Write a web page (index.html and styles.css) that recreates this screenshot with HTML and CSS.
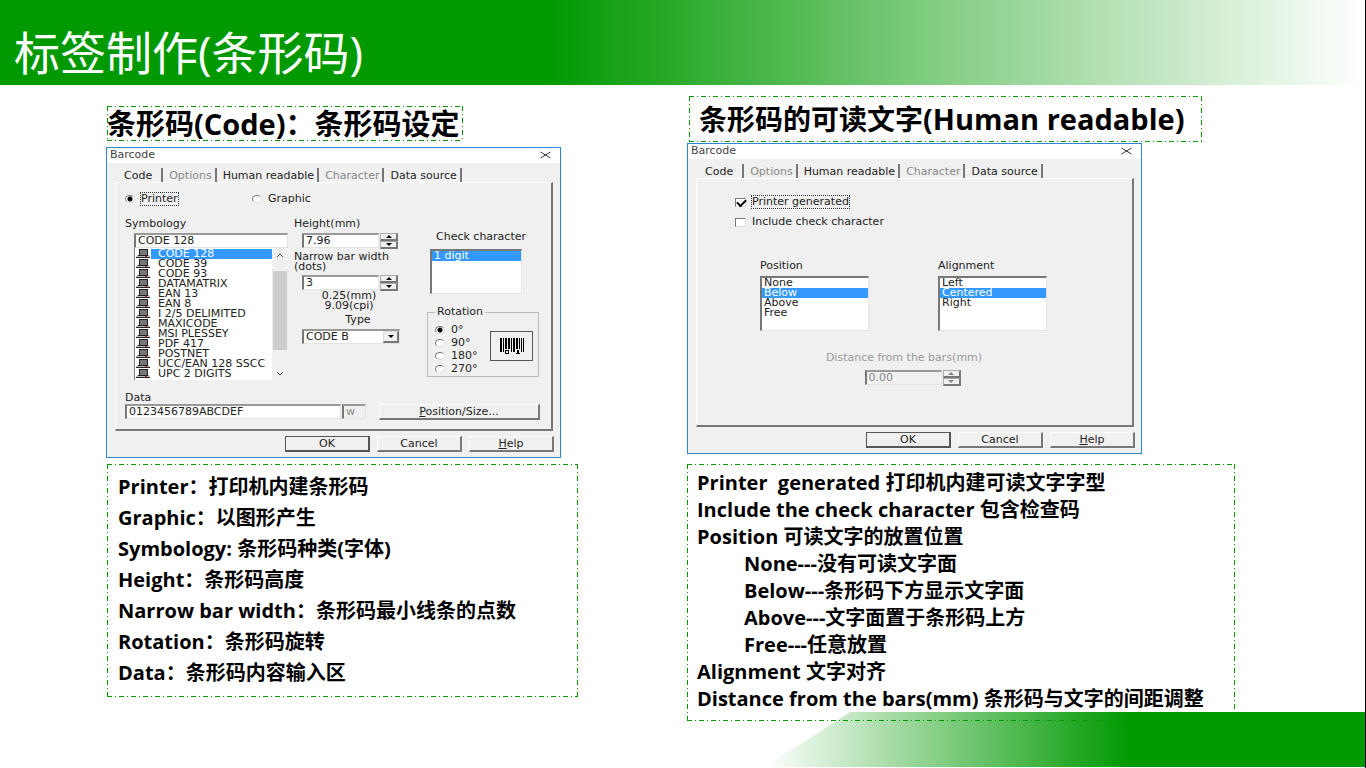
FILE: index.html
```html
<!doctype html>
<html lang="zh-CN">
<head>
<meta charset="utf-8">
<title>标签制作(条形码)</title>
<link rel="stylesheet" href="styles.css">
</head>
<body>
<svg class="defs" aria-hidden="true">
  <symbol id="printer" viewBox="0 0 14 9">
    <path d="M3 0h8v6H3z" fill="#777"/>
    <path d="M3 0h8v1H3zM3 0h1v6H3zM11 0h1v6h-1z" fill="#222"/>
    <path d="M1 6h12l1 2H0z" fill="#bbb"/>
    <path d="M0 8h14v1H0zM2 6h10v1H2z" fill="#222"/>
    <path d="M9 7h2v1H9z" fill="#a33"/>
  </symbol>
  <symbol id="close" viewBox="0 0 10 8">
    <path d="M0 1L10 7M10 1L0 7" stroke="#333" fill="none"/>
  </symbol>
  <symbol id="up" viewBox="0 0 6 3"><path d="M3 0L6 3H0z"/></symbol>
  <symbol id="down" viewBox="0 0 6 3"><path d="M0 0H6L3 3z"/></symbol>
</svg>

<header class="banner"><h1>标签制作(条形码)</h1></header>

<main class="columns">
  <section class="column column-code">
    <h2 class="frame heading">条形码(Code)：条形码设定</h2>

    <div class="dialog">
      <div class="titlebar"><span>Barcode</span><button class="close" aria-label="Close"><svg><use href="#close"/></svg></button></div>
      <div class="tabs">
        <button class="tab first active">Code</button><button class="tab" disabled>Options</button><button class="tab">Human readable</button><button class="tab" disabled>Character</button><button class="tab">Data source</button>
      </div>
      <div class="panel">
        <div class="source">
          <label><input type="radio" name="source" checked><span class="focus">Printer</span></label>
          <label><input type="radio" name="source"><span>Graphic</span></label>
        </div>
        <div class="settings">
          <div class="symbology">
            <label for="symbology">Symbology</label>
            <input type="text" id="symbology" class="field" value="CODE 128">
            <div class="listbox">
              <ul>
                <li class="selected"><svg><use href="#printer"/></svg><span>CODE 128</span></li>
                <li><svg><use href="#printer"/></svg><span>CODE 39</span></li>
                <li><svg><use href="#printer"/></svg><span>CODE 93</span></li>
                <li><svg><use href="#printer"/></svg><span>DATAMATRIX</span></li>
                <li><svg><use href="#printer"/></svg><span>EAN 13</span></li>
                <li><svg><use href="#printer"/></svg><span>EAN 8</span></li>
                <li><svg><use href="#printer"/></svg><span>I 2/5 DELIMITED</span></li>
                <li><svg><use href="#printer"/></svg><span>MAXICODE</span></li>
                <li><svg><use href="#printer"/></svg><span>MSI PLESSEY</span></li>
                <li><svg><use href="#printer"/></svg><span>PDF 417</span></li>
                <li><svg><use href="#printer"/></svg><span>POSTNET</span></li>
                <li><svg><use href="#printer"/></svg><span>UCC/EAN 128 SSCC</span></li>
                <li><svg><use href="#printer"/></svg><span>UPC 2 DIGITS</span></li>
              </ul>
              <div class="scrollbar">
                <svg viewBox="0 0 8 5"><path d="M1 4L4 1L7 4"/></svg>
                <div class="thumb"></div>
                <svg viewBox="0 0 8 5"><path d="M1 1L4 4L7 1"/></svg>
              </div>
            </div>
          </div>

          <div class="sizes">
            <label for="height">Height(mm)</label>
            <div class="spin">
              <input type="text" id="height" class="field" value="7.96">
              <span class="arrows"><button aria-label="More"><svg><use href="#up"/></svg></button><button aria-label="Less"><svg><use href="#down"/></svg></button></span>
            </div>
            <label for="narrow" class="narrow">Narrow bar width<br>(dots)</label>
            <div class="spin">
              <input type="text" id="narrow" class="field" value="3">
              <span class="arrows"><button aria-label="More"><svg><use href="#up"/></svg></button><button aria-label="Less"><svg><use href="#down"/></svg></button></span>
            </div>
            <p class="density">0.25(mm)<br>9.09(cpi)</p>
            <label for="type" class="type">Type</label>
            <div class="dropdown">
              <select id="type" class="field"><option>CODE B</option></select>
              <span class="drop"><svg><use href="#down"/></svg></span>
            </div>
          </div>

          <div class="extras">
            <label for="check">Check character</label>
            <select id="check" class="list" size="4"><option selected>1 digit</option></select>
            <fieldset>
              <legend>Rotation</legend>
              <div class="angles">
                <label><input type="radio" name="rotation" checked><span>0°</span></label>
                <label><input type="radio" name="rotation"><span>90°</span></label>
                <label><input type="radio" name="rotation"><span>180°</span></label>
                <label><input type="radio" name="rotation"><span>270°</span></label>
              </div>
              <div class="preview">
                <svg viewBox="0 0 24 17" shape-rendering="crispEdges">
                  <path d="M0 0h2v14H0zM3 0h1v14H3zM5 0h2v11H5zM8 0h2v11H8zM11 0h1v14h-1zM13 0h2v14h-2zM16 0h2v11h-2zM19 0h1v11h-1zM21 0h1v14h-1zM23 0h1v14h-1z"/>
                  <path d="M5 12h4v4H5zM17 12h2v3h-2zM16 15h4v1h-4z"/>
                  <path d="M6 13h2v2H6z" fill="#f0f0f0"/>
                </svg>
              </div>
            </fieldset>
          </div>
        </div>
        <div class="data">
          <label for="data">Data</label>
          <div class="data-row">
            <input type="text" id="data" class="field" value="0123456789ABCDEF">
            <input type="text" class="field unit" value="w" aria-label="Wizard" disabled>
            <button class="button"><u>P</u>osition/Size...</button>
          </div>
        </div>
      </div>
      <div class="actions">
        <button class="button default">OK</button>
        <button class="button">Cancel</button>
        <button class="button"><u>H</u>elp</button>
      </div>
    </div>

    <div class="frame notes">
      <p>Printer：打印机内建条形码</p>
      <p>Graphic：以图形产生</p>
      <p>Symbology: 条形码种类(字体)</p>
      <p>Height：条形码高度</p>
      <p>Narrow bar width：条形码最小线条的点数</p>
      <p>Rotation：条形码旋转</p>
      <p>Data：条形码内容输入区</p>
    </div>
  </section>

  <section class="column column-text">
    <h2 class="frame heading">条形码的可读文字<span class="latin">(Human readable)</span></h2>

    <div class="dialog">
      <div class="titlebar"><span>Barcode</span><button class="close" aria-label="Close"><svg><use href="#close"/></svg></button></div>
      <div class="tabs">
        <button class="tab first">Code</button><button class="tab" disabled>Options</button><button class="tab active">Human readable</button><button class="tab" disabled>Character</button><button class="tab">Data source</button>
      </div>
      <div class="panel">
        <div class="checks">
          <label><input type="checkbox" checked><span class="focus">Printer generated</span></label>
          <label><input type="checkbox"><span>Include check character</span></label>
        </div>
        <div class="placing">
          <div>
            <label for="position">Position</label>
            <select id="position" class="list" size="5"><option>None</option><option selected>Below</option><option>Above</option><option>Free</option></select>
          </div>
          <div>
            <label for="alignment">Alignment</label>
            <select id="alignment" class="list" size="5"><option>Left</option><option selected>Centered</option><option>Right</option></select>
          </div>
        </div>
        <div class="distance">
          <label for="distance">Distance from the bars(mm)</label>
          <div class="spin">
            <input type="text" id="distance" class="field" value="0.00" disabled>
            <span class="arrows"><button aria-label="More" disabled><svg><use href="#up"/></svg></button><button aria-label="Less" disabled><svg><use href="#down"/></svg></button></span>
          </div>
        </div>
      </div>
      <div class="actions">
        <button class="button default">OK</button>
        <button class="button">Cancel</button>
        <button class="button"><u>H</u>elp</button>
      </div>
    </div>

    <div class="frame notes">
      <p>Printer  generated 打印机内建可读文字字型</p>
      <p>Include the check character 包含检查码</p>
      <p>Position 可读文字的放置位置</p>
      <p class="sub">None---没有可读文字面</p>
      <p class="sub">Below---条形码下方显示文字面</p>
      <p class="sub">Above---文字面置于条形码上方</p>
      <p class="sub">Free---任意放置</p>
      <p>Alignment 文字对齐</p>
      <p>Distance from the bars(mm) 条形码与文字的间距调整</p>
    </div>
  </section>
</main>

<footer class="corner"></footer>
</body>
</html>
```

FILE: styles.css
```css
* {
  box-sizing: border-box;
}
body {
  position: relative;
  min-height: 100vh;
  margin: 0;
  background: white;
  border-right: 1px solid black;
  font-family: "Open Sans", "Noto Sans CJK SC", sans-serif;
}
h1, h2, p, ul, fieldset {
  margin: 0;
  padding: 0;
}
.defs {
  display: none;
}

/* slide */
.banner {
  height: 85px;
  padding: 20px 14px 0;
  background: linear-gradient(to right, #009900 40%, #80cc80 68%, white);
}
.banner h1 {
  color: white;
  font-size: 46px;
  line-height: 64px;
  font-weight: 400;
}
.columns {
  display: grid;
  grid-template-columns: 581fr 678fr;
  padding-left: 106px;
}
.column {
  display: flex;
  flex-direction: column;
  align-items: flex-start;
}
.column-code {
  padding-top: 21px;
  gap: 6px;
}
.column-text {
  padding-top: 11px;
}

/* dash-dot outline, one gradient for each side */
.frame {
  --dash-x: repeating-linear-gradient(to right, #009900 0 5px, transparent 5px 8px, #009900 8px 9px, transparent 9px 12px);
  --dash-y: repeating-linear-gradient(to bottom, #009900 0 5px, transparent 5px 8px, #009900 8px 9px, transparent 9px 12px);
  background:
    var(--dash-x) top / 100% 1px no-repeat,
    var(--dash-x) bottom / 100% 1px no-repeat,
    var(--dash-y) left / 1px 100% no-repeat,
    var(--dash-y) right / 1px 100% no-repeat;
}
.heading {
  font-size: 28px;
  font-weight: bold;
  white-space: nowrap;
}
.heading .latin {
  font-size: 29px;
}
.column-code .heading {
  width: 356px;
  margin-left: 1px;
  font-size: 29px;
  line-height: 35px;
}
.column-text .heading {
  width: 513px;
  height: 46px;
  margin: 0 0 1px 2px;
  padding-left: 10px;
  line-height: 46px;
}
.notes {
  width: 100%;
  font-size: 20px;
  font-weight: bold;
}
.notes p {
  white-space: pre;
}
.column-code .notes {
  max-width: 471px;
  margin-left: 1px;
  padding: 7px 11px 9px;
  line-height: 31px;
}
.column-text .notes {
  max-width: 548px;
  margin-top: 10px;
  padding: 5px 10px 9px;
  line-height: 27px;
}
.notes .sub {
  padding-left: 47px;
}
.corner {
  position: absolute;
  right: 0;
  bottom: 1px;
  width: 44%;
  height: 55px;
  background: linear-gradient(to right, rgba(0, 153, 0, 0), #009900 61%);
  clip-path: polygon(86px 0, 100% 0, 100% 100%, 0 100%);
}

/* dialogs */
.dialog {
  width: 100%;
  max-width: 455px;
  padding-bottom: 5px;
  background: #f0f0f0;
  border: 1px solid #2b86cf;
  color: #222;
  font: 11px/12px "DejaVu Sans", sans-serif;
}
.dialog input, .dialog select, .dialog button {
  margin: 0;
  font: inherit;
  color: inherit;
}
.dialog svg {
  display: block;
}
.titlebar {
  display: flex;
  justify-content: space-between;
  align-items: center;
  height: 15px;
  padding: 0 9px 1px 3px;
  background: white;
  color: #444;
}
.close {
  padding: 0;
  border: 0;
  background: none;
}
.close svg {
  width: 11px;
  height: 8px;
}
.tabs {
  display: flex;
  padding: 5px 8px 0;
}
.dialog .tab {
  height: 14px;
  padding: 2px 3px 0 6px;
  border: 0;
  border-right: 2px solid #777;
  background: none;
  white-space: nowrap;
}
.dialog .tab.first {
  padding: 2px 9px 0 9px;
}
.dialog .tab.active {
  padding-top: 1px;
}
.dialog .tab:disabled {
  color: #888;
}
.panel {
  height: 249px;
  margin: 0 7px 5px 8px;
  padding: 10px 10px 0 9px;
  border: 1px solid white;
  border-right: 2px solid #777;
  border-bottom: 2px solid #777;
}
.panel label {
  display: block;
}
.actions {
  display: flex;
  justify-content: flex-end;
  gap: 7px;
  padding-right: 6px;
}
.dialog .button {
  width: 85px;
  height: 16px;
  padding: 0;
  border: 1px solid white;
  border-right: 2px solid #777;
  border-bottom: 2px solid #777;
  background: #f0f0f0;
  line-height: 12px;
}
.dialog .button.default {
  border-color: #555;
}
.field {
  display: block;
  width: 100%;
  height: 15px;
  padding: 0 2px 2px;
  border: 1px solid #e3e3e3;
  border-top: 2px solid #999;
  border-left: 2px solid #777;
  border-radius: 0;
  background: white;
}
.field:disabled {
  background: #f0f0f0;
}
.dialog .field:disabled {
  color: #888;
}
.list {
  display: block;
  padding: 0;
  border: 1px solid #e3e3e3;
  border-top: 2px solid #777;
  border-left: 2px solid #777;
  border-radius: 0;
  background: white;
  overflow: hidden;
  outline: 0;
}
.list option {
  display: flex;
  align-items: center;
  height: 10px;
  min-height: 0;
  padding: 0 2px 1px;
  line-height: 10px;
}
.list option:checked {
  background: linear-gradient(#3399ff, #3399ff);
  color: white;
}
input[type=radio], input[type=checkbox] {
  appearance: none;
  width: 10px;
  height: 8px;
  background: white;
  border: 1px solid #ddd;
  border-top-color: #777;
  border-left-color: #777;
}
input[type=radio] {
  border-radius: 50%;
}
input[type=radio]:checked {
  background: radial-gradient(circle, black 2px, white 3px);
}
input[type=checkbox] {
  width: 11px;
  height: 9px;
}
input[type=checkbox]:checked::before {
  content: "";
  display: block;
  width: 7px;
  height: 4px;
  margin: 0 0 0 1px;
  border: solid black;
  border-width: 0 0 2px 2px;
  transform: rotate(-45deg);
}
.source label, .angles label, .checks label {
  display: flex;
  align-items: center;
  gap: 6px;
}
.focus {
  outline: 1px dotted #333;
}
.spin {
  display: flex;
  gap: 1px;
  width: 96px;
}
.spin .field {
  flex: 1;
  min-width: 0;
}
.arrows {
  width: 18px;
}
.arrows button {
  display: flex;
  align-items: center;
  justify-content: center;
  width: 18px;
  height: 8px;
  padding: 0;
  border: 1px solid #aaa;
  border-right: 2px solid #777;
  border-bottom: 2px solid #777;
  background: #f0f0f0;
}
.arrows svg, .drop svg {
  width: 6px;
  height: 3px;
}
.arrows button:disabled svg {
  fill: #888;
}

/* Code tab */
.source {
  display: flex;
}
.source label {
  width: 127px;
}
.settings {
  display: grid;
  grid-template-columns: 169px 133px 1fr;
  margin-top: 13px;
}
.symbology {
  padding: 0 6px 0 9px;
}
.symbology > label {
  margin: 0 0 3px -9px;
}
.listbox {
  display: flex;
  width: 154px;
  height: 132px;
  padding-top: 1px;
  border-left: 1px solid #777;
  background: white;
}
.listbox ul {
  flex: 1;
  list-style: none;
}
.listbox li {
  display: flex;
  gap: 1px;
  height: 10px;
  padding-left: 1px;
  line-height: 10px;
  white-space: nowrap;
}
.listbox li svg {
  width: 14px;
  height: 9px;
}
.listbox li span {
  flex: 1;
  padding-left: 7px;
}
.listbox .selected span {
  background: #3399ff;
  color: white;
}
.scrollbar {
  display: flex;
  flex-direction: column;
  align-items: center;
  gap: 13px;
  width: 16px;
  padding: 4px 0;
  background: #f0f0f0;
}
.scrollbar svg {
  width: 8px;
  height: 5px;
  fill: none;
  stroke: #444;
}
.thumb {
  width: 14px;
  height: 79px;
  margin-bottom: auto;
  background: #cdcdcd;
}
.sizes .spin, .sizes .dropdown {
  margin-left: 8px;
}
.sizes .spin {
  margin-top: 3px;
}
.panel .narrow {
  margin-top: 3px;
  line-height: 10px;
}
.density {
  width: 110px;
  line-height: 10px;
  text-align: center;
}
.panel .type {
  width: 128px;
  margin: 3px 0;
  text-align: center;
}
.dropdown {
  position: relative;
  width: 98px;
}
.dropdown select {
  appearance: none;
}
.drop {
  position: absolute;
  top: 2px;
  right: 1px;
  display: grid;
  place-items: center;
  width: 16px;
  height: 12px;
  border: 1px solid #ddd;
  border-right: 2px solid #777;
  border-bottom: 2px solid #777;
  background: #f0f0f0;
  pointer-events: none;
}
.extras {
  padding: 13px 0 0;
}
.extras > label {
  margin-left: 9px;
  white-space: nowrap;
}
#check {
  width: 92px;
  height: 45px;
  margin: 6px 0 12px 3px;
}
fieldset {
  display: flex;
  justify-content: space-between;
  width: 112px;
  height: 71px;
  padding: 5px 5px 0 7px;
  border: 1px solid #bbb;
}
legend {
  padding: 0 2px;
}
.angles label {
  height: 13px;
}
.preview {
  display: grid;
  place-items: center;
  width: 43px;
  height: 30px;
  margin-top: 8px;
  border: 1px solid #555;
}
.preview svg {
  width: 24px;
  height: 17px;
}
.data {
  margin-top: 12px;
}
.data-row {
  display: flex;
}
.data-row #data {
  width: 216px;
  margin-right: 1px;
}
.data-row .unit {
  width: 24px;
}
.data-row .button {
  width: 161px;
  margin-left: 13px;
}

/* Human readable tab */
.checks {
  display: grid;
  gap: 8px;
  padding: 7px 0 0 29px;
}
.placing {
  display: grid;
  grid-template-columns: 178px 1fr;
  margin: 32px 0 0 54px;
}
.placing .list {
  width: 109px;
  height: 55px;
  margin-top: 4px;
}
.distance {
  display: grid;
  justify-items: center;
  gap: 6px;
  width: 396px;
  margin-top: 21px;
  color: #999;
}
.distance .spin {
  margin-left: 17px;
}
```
+++
→ **Objective**: From the data above, pick out each line containing "styles" and copy it.

→ **Answer for this exercise**:
Write a web page (index.html and styles.css) that recreates this screenshot with HTML and CSS.
<link rel="stylesheet" href="styles.css">
FILE: styles.css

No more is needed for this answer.